Выполнить эту старинную заповедь и была призвана Слепакова (так, во всяком случае, она понимала свой путь). И книга ее показывает, насколько она преуспела. Прежде всего Слепакова — в некотором смысле последний летописец Петроградской стороны, последний питерский поэт, столь высоко ценящий фабульность, детальность, пристальность — все то, что мы охотнее признаем достоинствами прозы, нежели поэзии. Она не любила, когда ее называли поэтом некрасовской школы, поскольку назвать ее так — значило бы именно к этой зоркости и пристальности (свойству скорее внешнему, вторичному) свести своеобразие ее поэзии.
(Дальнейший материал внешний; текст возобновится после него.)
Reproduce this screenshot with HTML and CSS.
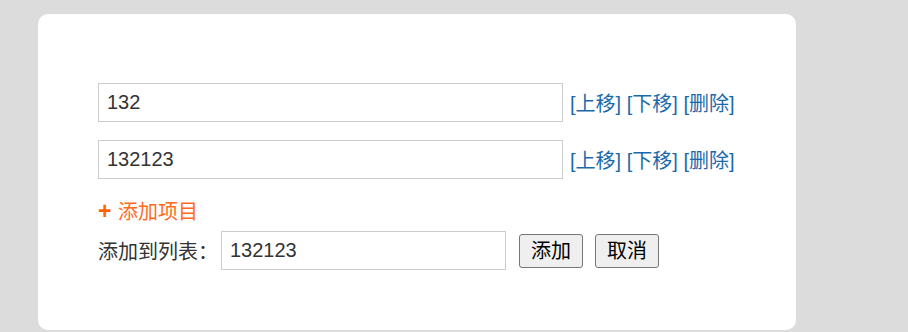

Но некрасовская выучка тут чувствуется: Слепакова дотошна, подробна, ее стихи так насыщены реалиями “быта моих времен” (как называется ее программный монолог семидесятых), что впечатление плотности, чисто физической упорядоченной тесноты — ножа не всунешь! — возникает, как и при взгляде на знаменитую невскую перспективу. “Так изящно сжат простором, так изысканно-стеснен”, — писала молодая Слепакова о Петергофе в бунтарском по тем временам стихотворении, и все понимали, какая стесненность имеется в виду (речь шла о Фонвизине и Екатерине); но именно эта классическая стесненность, верность канону и придает ее поэзии необходимое напряжение, заставляет почти физически ощущать, как современный материал сопротивляется стиху — и все-таки покоряется мастеру. Дома в Петербурге стоят плотно, геометрически-тесно, и именно отсюда проистекает парадоксальное ощущение простора и воздушности, столь знакомое каждому, кто бывал когда-то поражен видом на Неву со стрелки Васильевского острова. Правда, Петербург Слепаковой — вызывающе непарадный, именно что характерный для Петербургской стороны, мокрый, полуразрушенный, нарочито сниженный, данный через быт, — но как этот быт узнаваем, как точно запечатлен:
Между рамами окна
В синей мисочке котлеты
Основательно подъеты —
Замелькала синька дна.
Керосин в железной фляге
С жирной пробкой из бумаги
Гулко-гулко бултыхнул:
Стало мало, вот и гул.
В коробке остатки спичек
Загремели пустотой.
Полинял практичный ситчик...
Что творится? Жизнь, постой!
Жизнь! Ведь не было износу!
Жизнь! Ведь не было изводу!
...Мама курит папиросу,
Нескончаемую сроду,
И на юбку пепел сеет,
И чуть слышно отвечает:
— А у нас вот не скудеет!
А у нас вот не мельчает! —
Фляга в целости застыла,
Керосина не убудет, —
Все здесь будет так, как было,
Все здесь было так, как будет.
Но от спички нашей вечной,
От немеркнущего ситца —
В край скудеющий, беспечный
Невозможно отпроситься.
В этом вся Слепакова: от зоркости, пристальности, изобразительной точности — внезапный переход, метафизическая дерзость; и последние — крошечные, еле уловимые — детали быта стали-таки первыми, переведены в иной план. Мир Слепаковой настолько узнаваем, что, кажется, исчезни завтра Петроградская — или по крайней мере ее родная Большая Зеленина, — и по слепаковской книге можно будет ее восстановить: по “Праздничному пути” и “Утреннему пути”, по “Семейной небыли” и “Окну на Гатчинской улице”. Эта пристальность на протяжении всей слепаковской жизни в литературе ей не изменяла — она точна и пластична в стихах, прозе, драматургии. В остальном ее поэтика существенно менялась.